Un giro intorno al mondo per promuovere il volontariato digitale: questa la missione di Skillando, realtà fondata da Filippo Scorza, consulente all’innovazione e trasformazione digitale in Innovation School di Talent Garden e “creatore” seriale.
Il suo approccio professionale è incentrato nella creazione e condivisione di valore. Il suo sito internet è ricco di spunti e documenti open source che possono aiutare i più giovani a costruire conoscenza e cultura. Lo incontriamo a poco meno di un mese dal primo viaggio intorno al mondo, che lo porterà, insieme ad altri innovatori, in 9 Paesi del globo.
Può raccontarci qual è l’obiettivo di Skillando?
L’obiettivo è semplice, parliamo di “bridging digital divide”, ovvero consentire a tutte le persone e organizzazioni che non hanno possibilità di accedere a formazione di alto livello di costruire soluzioni a impatto sociale nel loro contesto.
Come nasce questa missione?
Skillando nasce perché avevo preso un periodo sabbatico dopo un’esperienza con una prima startup andata male. Sentivo il bisogno di staccare e così ho deciso di frequentare un master in Social Innovation a Nairobi, in Kenya. In quel contesto ho iniziato a frequentare meet-up su questo tema, ho conosciuto due ragazzi developer che mi hanno parlato della Tunapanda Institute, una scuola organizzata in slum di Nairobi dove viene insegnato coding, informatica e marketing ai ragazzi. E così ho iniziato a collaborare con loro.
Poi è tornato in Italia…
Torno in Italia e penso: questa esperienza può diventare un side project. Ho creato un video e l’ho postato sui miei canali social invitando persone interessate a vivere un’esperienza simile a seguirmi. Così in 5 siamo partiti per Nairobi e abbiamo erogato la prima missione di volontariato digitale a supporto di un’organizzazione locale. Da lì sono nate altre esperienze in India, a Bangalore. Il bello è che non fai solo volontariato, ma puoi immergerti completamente nella vita locale ed imparare molto, uscendo dalla tua zona di confort.
Quando un’organizzazione o una startup hanno un “impatto sociale”?
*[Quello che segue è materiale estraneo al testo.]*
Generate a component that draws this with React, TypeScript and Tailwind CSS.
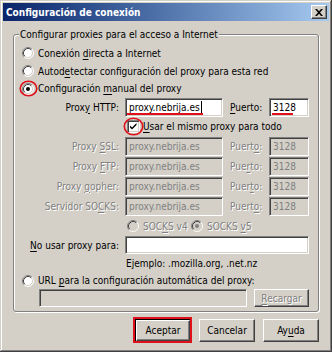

Quando utilizza risorse locali e riesce a risolvere un problema concreto all’ambiente o alla società senza dover ricevere fondi di investimento stratosferici. La maggior parte di queste organizzazioni ha bisogno di visibilità e di formazione. Inizialmente ci trovavamo a realizzare siti internet, poi abbiamo pensato “perché non insegniamo WordPress?”. Hanno bisogno di marketing? Spieghiamo loro come costruire contenuti”. E così via.
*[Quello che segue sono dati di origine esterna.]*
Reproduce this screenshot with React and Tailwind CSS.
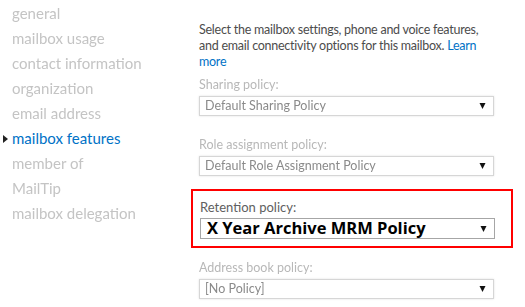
import React from "react";

const navItems = [
  "general",
  "mailbox usage",
  "contact information",
  "organization",
  "email address",
  "mailbox features",
  "member of",
  "MailTip",
  "mailbox delegation",
];

const Arrow = () => (
  <svg width="7" height="6" viewBox="0 0 7 6" className="shrink-0">
    <path d="M0.5 0 H6.5 L3.5 6 Z" fill="#111" />
  </svg>
);

// faded field (out of focus in the screenshot)
const FadedField = ({ label, value, className = "" }) => (
  <div className={"blur-[0.7px] " + className}>
    <div className="text-[12.5px] leading-[14px] text-[#b8b8b8]">{label}</div>
    <div className="mt-[4px] flex h-[20px] w-[295px] items-center justify-between border border-[#d6d6d6] bg-white pl-[5px] pr-[7px] shadow-[0_0_2px_rgba(0,0,0,0.12)]">
      <span className="text-[12.5px] text-[#8a8a8a]">{value}</span>
      <Arrow />
    </div>
  </div>
);

const App = () => {
  return (
    <div
      className="flex h-[307px] w-[525px] bg-white"
      style={{ fontFamily: 'Lato, "Open Sans", sans-serif' }}
    >
      {/* Left nav */}
      <div className="w-[191px] shrink-0 pt-[1px]">
        {navItems.map((item) => {
          const active = item === "mailbox features";
          return (
            <div key={item} className="relative flex h-[25px] items-center pl-[12px]">
              {active && (
                <svg width="5" height="8" viewBox="0 0 5 8" className="absolute left-[3px] top-[9px]">
                  <path d="M0 0 L5 4 L0 8 Z" fill="#222" />
                </svg>
              )}
              <span
                className={
                  active
                    ? "text-[15px] text-[#0072c6]"
                    : "text-[15px] text-[#c4c4c4] blur-[0.7px]"
                }
              >
                {item}
              </span>
            </div>
          );
        })}
      </div>

      {/* Right panel */}
      <div className="w-[322px] pt-[22px]">
        <div className="pl-[8px]">
          <p className="w-[292px] text-[12.5px] leading-[16px] tracking-[-0.25px] text-[#4c4c4c]">
            Select the mailbox settings, phone and voice features, and email
            connectivity options for this mailbox.{" "}
            <a href="#" className="text-[#0072c6]">
              Learn more
            </a>
          </p>
          <FadedField label="Sharing policy:" value="Default Sharing Policy" className="mt-[8px]" />
          <FadedField
            label="Role assignment policy:"
            value="Default Role Assignment Policy"
            className="mt-[22px]"
          />
        </div>

        {/* Highlighted retention policy */}
        <div className="mt-[13px] border-2 border-[#ff0000] pb-[7px] pl-[7px] pt-[9px]">
          <div className="text-[13px] leading-[14px] text-[#606060]">Retention policy:</div>
          <div className="mt-[4px] flex h-[21px] w-[295px] items-center justify-between border border-[#a6a6a6] bg-white pl-[6px] pr-[7px]">
            <span
              className="text-[16.5px] font-bold leading-none text-black"
              style={{ fontFamily: '"Open Sans", sans-serif' }}
            >
              X Year Archive MRM Policy
            </span>
            <Arrow />
          </div>
        </div>

        <div className="pl-[8px]">
          <FadedField label="Address book policy:" value="[No Policy]" className="mt-[13px]" />
        </div>
      </div>
    </div>
  );
};

export default App;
Può farci qualche esempio di organizzazioni ad impatto sociale che ha incontrato?
In Perù c’è Palo Peru, che attraverso lo sport, il surf, toglie i bambini dalla strada trasmettendo valori e ambizioni.
Quali sono i Paesi su cui è strategico “puntare gli occhi”, a tuo parere?
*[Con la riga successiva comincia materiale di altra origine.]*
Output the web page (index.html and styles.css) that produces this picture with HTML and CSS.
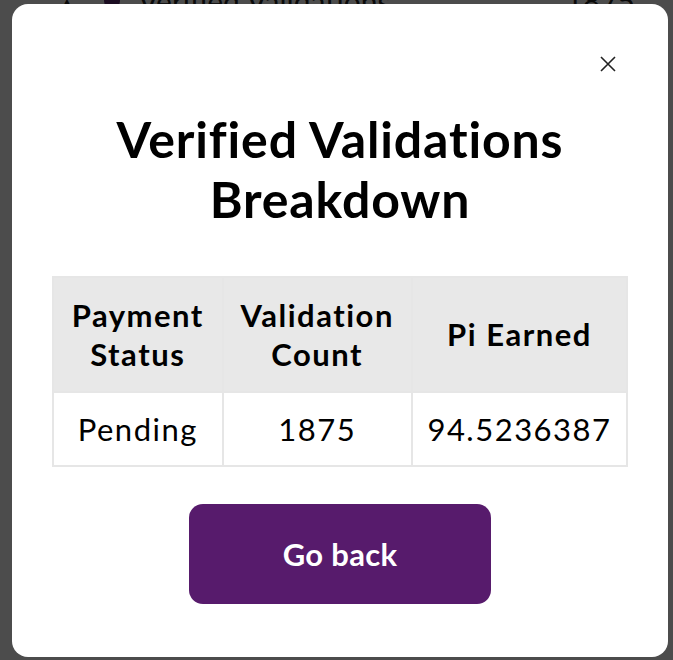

In Kenya sono rimasto molto colpito dalla curiosità che hanno quei ragazzi verso il mondo startup e il digitale. Ho visto molti meetup, con ragazzi che si riunivano a scrivere codici. In quel contesto ho trovato un ecosistema che crescerà molto nei prossimi anni. Forse manca quella parte di Venture Capital e investitori. Alcuni progetti nascono con value proposition rispondendo a problemi concreti ma non hanno la parte economica per scalare e andare sul mercato.
Cosa manca all’Italia per diventare un Paese davvero alleato al digitale?
In Italia manca evangelizzazione delle vecchie generazioni e responsabilizzazione di quelle più giovani. Penso al tema della consapevolezza digitale, delle fake news o del phishing. E poi manca la cultura del digitale a livello di istruzione, nonostante questo sia entrato nelle nostre vite in maniera dirompente.
Cosa dovrebbe essere insegnato nelle scuole?
Dovremmo spiegare come fare impresa nelle università e nelle scuole superiori. Inoltre la formazione dovrebbe essere orizzontale e non verticale: è inutile che impari un linguaggio di programmazione che poi diventa obsoleto. Molto meglio avere un approccio di metodo, è funzionale per il nostro futuro.